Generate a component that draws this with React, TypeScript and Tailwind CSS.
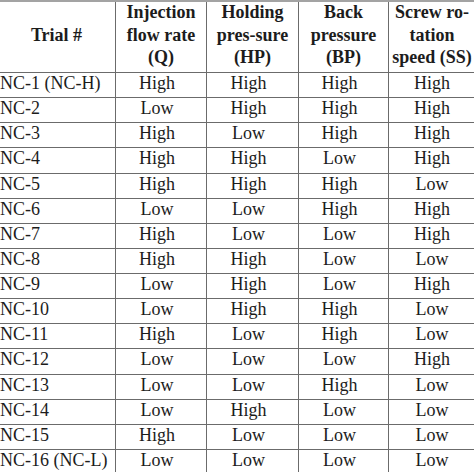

==

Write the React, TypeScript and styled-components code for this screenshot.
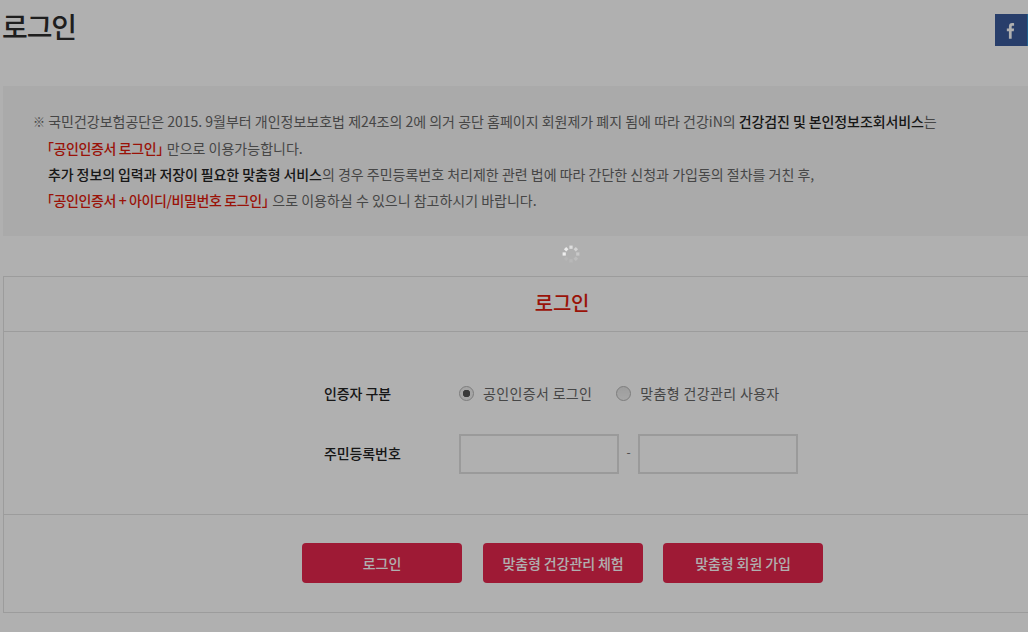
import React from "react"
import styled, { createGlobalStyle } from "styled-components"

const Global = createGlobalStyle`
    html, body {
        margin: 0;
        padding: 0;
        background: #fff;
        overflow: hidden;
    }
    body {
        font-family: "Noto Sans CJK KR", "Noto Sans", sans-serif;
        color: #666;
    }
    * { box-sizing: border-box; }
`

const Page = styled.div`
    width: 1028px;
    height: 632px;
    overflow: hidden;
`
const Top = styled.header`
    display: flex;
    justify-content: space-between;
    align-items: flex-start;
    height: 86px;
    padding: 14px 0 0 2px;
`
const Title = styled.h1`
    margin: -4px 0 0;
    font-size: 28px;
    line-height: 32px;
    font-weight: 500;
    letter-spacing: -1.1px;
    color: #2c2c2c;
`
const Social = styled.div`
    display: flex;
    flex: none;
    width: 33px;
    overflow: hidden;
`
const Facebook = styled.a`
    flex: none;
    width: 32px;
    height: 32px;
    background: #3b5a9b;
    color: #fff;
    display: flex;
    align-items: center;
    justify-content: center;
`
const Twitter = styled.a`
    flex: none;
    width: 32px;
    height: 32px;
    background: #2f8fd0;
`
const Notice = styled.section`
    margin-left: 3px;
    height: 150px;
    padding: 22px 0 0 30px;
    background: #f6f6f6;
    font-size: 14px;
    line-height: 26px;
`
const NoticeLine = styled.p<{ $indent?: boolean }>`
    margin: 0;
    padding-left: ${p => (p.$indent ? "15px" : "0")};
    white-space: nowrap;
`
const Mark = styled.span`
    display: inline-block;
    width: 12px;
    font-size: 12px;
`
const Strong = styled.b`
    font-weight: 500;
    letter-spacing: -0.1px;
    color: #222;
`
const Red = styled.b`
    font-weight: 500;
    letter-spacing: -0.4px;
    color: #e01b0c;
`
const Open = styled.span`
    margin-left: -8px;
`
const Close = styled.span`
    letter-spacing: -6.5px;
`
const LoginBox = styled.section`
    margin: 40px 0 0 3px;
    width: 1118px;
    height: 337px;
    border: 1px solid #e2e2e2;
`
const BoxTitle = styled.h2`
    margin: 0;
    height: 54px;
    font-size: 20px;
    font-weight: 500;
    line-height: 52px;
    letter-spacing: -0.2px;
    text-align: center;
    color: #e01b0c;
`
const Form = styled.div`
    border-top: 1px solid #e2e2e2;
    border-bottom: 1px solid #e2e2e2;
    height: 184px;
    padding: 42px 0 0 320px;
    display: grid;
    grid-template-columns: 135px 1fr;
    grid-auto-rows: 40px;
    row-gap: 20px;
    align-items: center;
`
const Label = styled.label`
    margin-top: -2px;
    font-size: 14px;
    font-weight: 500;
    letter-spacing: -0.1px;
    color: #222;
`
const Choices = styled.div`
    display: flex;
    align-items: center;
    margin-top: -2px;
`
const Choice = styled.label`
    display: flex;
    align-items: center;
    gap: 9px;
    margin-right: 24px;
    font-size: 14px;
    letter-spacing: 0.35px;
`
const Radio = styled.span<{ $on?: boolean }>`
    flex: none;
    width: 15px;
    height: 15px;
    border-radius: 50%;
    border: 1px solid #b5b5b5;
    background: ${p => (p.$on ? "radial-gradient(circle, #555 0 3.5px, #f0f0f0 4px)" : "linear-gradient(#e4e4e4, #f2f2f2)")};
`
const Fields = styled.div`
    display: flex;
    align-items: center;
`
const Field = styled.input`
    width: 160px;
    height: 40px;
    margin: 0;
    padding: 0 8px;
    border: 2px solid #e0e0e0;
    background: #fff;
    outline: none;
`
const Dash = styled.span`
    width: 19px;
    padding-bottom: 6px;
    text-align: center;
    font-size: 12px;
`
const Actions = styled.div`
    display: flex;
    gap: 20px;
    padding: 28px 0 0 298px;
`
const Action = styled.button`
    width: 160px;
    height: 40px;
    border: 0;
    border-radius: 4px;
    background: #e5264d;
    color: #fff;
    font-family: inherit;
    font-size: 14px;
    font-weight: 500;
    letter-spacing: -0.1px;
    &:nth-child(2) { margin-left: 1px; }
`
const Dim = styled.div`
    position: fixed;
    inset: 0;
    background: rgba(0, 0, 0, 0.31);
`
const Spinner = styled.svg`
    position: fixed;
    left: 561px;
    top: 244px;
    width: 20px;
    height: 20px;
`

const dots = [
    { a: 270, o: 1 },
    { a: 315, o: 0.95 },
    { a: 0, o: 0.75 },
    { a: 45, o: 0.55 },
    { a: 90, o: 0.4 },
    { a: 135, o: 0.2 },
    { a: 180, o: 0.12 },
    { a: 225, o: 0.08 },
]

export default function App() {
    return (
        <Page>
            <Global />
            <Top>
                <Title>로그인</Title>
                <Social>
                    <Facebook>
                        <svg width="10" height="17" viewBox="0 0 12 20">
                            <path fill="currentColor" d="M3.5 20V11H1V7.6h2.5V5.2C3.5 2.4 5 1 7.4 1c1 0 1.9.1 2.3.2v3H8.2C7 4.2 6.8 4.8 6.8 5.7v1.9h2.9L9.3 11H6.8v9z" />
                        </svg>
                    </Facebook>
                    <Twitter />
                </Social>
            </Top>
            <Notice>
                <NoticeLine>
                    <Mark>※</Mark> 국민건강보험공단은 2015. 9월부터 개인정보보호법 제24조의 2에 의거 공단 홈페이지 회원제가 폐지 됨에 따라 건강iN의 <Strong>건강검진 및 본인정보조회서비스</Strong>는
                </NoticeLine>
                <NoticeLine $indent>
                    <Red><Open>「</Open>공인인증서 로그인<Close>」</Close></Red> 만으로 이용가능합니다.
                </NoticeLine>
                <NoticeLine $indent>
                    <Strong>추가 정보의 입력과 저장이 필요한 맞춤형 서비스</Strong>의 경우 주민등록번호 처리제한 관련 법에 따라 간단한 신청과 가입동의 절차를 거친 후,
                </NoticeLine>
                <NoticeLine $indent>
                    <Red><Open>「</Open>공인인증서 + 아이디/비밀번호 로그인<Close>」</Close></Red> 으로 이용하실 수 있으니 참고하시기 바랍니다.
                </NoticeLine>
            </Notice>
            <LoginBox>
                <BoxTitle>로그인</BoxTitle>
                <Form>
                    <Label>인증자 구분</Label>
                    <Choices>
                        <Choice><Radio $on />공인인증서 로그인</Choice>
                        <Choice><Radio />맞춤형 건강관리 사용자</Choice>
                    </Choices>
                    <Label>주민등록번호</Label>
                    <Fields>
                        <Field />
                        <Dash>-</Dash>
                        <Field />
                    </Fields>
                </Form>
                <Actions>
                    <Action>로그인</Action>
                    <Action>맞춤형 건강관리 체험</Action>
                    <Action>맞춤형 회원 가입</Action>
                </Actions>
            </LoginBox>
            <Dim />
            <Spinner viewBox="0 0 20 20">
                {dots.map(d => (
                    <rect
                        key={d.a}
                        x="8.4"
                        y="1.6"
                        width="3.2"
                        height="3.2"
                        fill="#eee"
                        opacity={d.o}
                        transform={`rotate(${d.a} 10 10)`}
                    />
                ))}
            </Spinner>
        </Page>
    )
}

JOB »
Go through the listing above and list every line that has the word "components".

REPLY »
Write the React, TypeScript and styled-components code for this screenshot.
import styled, { createGlobalStyle } from "styled-components"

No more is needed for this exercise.